Most people hire someone to help them buy a house. We know the official name for folks that help people buy houses but humor me and let me call them buyer’s advocates because that’s what they’re supposed to be. The buyer’s advocate is fighting an uphill moral battle from the get-go. They don’t get paid until the buyer actually buys something and when they do get paid, they get a percentage of sale price. So, the buyer’s advocate makes more per hour if the sale goes fast and for a high price. In contrast, in the buyer’s best interest, the advocate must help bargain the price down and show the buyer a number of properties so that the buyer can feel she has been exposed to a sampling of what’s available in the market. The nature of the system plays tug of war with the advocate’s responsibility to his client and with his desire for a new Volvo with a personalized plate that says ‘eyesell’ because he didn’t think of it first. Logically, it’s very difficult to end up with a win-win situation. It’s much easier to end up with a situation where one wins and the client thinks she wins.

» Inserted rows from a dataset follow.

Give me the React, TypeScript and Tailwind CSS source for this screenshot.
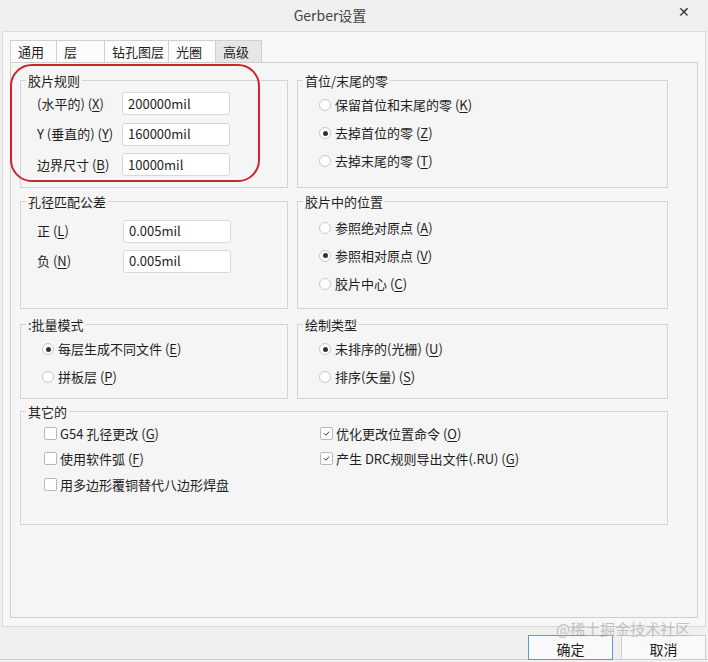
import React from 'react';

const font = "font-['Noto_Sans_CJK_SC','Noto_Sans',sans-serif]";

// 带下划线的快捷键，如 (X)
function Key({ k }: { k: string }) {
  return (
    <>
      (<u className="underline-offset-2">{k}</u>)
    </>
  );
}

function Group({
  title,
  className = '',
  bodyClass = '',
  children,
}: {
  title: string;
  className?: string;
  bodyClass?: string;
  children: React.ReactNode;
}) {
  return (
    <fieldset className={`border border-[#d4d4d4] ${className}`}>
      <legend className="ml-[5px] px-[2px] leading-[17px]">{title}</legend>
      <div className={bodyClass}>{children}</div>
    </fieldset>
  );
}

function Field({ label, value, labelW }: { label: React.ReactNode; value: string; labelW: string }) {
  return (
    <div className="flex items-center h-[23px]">
      <span className={labelW}>{label}</span>
      <div className="w-[108px] h-[23px] bg-white border border-[#d8d8d8] rounded-[3px] px-[5px] flex items-center">
        {value}
      </div>
    </div>
  );
}

function Radio({ checked, children }: { checked?: boolean; children: React.ReactNode }) {
  return (
    <div className="flex items-center h-[28px] gap-[4px]">
      <span className="w-[12px] h-[12px] rounded-full border border-[#c8c8c8] bg-white flex items-center justify-center">
        {checked && <span className="w-[5px] h-[5px] rounded-full bg-[#333]" />}
      </span>
      <span>{children}</span>
    </div>
  );
}

function Check({ checked, children }: { checked?: boolean; children: React.ReactNode }) {
  return (
    <div className="flex items-center h-[25.5px] gap-[3px]">
      <span className="w-[13px] h-[13px] rounded-[2px] border border-[#b8b8b8] bg-white flex items-center justify-center">
        {checked && (
          <svg width="9" height="9" viewBox="0 0 9 9" fill="none">
            <path d="M1.8 4.2 L3.8 6.2 L7.2 2.6" stroke="#333" strokeWidth="1" />
          </svg>
        )}
      </span>
      <span>{children}</span>
    </div>
  );
}

const tabs = [
  { name: '通用', w: 'w-[47px]' },
  { name: '层', w: 'w-[49px]' },
  { name: '钻孔图层', w: 'w-[65px]' },
  { name: '光圈', w: 'w-[48px]' },
  { name: '高级', w: 'w-[47px]', active: true },
];

export default function App() {
  return (
    <div className={`relative w-[708px] h-[662px] bg-[#f0f0f0] overflow-hidden text-[13px] text-[#1e1e1e] ${font}`}>
      {/* 标题栏 */}
      <div className="h-[31px] flex items-center">
        <div className="flex-1 text-center text-[14px] text-[#444]">Gerber设置</div>
        <div className="w-[48px] text-center text-[14px] text-[#333] -mt-[8px]">✕</div>
      </div>

      {/* 外框 */}
      <div className="mx-[2px] w-[704px] h-[596px] border border-[#dadada] bg-[#f7f7f7] px-[7px] pt-[8px]">
        {/* 选项卡 */}
        <div className="flex h-[22px]">
          {tabs.map((t) => (
            <div
              key={t.name}
              className={`${t.w} h-[22px] -mr-px border border-b-0 border-[#d0d0d0] pl-[7px] flex items-center ${
                t.active ? 'bg-[#e6e6e6]' : 'bg-[#fcfcfc]'
              }`}
            >
              {t.name}
            </div>
          ))}
        </div>

        {/* 选项卡内容 */}
        <div className="w-[688px] h-[556px] border border-[#cfcfcf] bg-[#f5f5f5] pl-[9px] pt-[8.5px]">
          <div className="grid grid-cols-[268px_371px] gap-x-[9px]">
            <Group title="胶片规则" className="h-[116px]" bodyClass="pl-[16px] flex flex-col gap-[7.5px] mt-[3.5px]">
              <Field labelW="w-[85px]" label={<>(水平的) <Key k="X" /></>} value="200000mil" />
              <Field labelW="w-[85px]" label={<>Y (垂直的) <Key k="Y" /></>} value="160000mil" />
              <Field labelW="w-[85px]" label={<>边界尺寸 <Key k="B" /></>} value="10000mil" />
            </Group>
            <Group title="首位/末尾的零" className="h-[116px]" bodyClass="pl-[21px] mt-[2.5px]">
              <Radio>保留首位和末尾的零 <Key k="K" /></Radio>
              <Radio checked>去掉首位的零 <Key k="Z" /></Radio>
              <Radio>去掉末尾的零 <Key k="T" /></Radio>
            </Group>

            <Group title="孔径匹配公差" className="h-[116px] mt-[5.5px]" bodyClass="pl-[16px] flex flex-col gap-[7px] mt-[9.5px]">
              <Field labelW="w-[86px]" label={<>正 <Key k="L" /></>} value="0.005mil" />
              <Field labelW="w-[86px]" label={<>负 <Key k="N" /></>} value="0.005mil" />
            </Group>
            <Group title="胶片中的位置" className="h-[116px] mt-[5.5px]" bodyClass="pl-[21px] mt-[3.5px]">
              <Radio>参照绝对原点 <Key k="A" /></Radio>
              <Radio checked>参照相对原点 <Key k="V" /></Radio>
              <Radio>胶片中心 <Key k="C" /></Radio>
            </Group>

            <Group title=":批量模式" className="h-[83px] mt-[6.5px]" bodyClass="pl-[21px] mt-[2.5px]">
              <Radio checked>每层生成不同文件 <Key k="E" /></Radio>
              <Radio>拼板层 <Key k="P" /></Radio>
            </Group>
            <Group title="绘制类型" className="h-[83px] mt-[6.5px]" bodyClass="pl-[21px] mt-[2.5px]">
              <Radio checked>未排序的(光栅) <Key k="U" /></Radio>
              <Radio>排序(矢量) <Key k="S" /></Radio>
            </Group>

            <Group title="其它的" className="col-span-2 h-[122px] mt-[4.5px]" bodyClass="pl-[23px] grid grid-cols-[276px_1fr] mt-[0.5px]">
              <div>
                <Check>G54 孔径更改 <Key k="G" /></Check>
                <Check>使用软件弧 <Key k="F" /></Check>
                <Check>用多边形覆铜替代八边形焊盘</Check>
              </div>
              <div>
                <Check checked>优化更改位置命令 <Key k="O" /></Check>
                <Check checked>产生 DRC规则导出文件(.RU) <Key k="G" /></Check>
              </div>
            </Group>
          </div>
        </div>
      </div>

      {/* 底部按钮 */}
      <div className="h-[33px] border-b border-[#d2d2d2] flex justify-end items-start pt-[8px] pr-[2px] gap-[8px]">
        <button className="w-[85px] h-[25px] bg-[#f9f9f9] border border-[#5b9bd5] text-[14px] pt-[3px]">确定</button>
        <button className="w-[85px] h-[25px] bg-[#f9f9f9] border border-[#cfcfcf] text-[14px] pt-[3px]">取消</button>
      </div>

      {/* 红色标注框 */}
      <div className="absolute left-[10px] top-[64px] w-[250px] h-[118px] border-[2.5px] border-[#c8262c] rounded-[22px] pointer-events-none" />

      {/* 水印 */}
      <div className="absolute left-[556px] top-[620px] text-[15px] leading-[18px] text-[#b5b5b5] opacity-80 pointer-events-none">
        @稀土掘金技术社区
      </div>
    </div>
  );
}
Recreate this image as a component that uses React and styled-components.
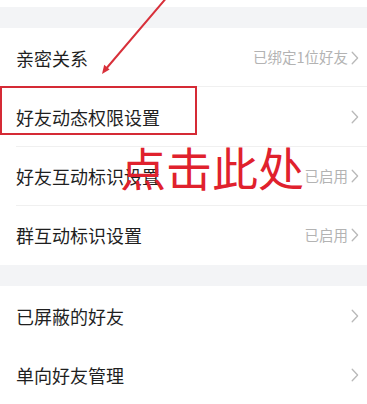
import React from 'react';
import styled, { createGlobalStyle } from 'styled-components';

const GlobalStyle = createGlobalStyle`
  html, body {
    margin: 0;
    padding: 0;
    background: #fff;
  }
  body {
    font-family: "Noto Sans CJK SC", "Noto Sans", sans-serif;
    -webkit-font-smoothing: antialiased;
  }
`;

const sections = [
  [
    { label: '亲密关系', value: '已绑定1位好友' },
    { label: '好友动态权限设置' },
    { label: '好友互动标识设置', value: '已启用' },
    { label: '群互动标识设置', value: '已启用' },
  ],
  [
    { label: '已屏蔽的好友', plain: true },
    { label: '单向好友管理', plain: true },
  ],
];

export default function App() {
  return (
    <>
      <GlobalStyle />
      <Page>
        <TopTail />
        {sections.map((rows, i) => (
          <React.Fragment key={i}>
            <GroupGap />
            <Section>
              {rows.map((row, j) => (
                <Row key={row.label} divider={!row.plain && j < rows.length - 1}>
                  <Label>{row.label}</Label>
                  <Trail>
                    {row.value && <Value>{row.value}</Value>}
                    <Chevron />
                  </Trail>
                </Row>
              ))}
            </Section>
          </React.Fragment>
        ))}

        {/* annotation overlays */}
        <Arrow />
        <Highlight />
        <Callout>点击此处</Callout>
      </Page>
    </>
  );
}

function Chevron() {
  return (
    <ChevronSvg viewBox="0 0 8 14" aria-hidden="true">
      <path d="M1.2 1.2 L6.6 7 L1.2 12.8" fill="none" stroke="#b9b9b9" strokeWidth="1.3" strokeLinecap="round" strokeLinejoin="round" />
    </ChevronSvg>
  );
}

function Arrow() {
  return (
    <ArrowSvg viewBox="0 0 367 404" aria-hidden="true">
      <line x1="168" y1="-4" x2="105" y2="70" stroke="#d8303a" strokeWidth="2" strokeLinecap="round" />
      <path d="M102 74 L104.2 64.8 L109.6 69.4 Z" fill="#d8303a" />
    </ArrowSvg>
  );
}

const Page = styled.div`
  position: relative;
  width: 367px;
  height: 404px;
  overflow: hidden;
  background: #fff;
`;

const TopTail = styled.div`
  height: 7px;
  background: #fff;
`;

const GroupGap = styled.div`
  height: 21px;
  background: #f3f4f6;
`;

const Section = styled.div`
  background: #fff;
`;

const Row = styled.div`
  position: relative;
  display: flex;
  align-items: center;
  justify-content: space-between;
  height: 59.25px;
  padding: 0 8px 0 16px;
  box-sizing: border-box;

  &::after {
    content: '';
    display: ${(p) => (p.divider ? 'block' : 'none')};
    position: absolute;
    left: 16px;
    right: 0;
    bottom: 0;
    height: 1px;
    background: #f0f0f0;
  }
`;

const Label = styled.span`
  font-size: 18px;
  color: #1f1f1f;
  line-height: 1;
`;

const Trail = styled.div`
  display: flex;
  align-items: center;
  gap: 3px;
`;

const Value = styled.span`
  font-size: 14.5px;
  color: #b3b3b3;
  line-height: 1;
`;

const ChevronSvg = styled.svg`
  width: 8px;
  height: 14px;
  display: block;
`;

const ArrowSvg = styled.svg`
  position: absolute;
  inset: 0;
  width: 367px;
  height: 404px;
  pointer-events: none;
`;

const Highlight = styled.div`
  position: absolute;
  left: 0;
  top: 86px;
  width: 197px;
  height: 49px;
  box-sizing: border-box;
  border: 2px solid #d52a35;
  pointer-events: none;
`;

const Callout = styled.div`
  position: absolute;
  left: 120px;
  top: 143px;
  font-size: 46px;
  line-height: 1;
  color: #e0212d;
  white-space: nowrap;
  pointer-events: none;
`;
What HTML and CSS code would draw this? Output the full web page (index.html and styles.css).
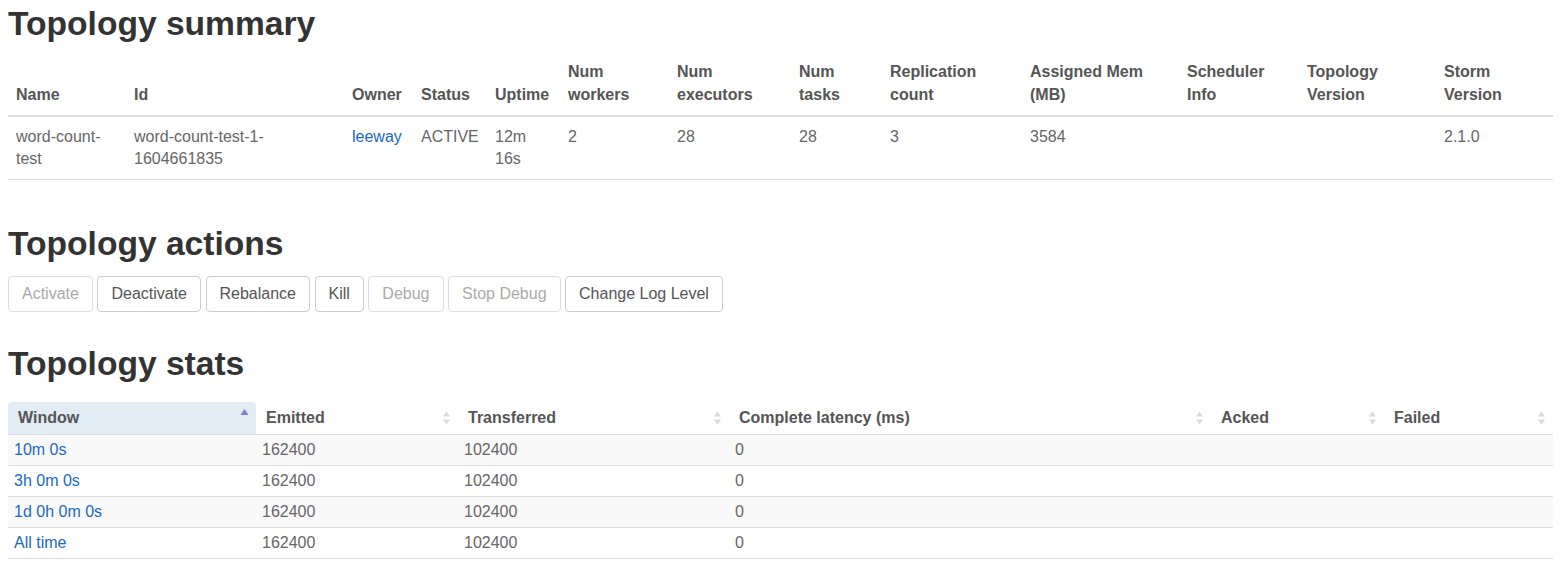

The news doesn’t get better from here.

Most buyer’s advocates have a stable of inspectors that they suggest the buyer use. The advocates usually call these inspectors ‘my inspector’. The phrase ‘my inspector’ really isn’t that subtle. Think about it.

Most inspectors depend on the buyer’s advocate for referrals and therefore for their livelihood. For those inspectors, the buyer’s advocate , not the client, is the most important person in every deal. The inspector really, really wants the buyer’s advocate to like him and use him again. I’m pretty sure you get the picture.

The advocate benefits when the house sells for a lot of money and it sells fast. The inspector is beholden to the advocate for his living and might paint a rosy picture of the house to preserve the deal and his referral base. You paid both of these people to be trustworthy but it’s like you had the used car you’re buying checked over by the used car salesman’s mechanic. Maybe, the car salesman and the car salesman’s mechanic are dead honest and really want to give you the best deal possible. Maybe.

There’s no great way to pick a home inspector but researching it on your own and picking an inspector that’s independent of the “good ole boy” club is worthwhile. At least it reduces the possibility of the nudge, nudge, wink, wink relationships eroding your position.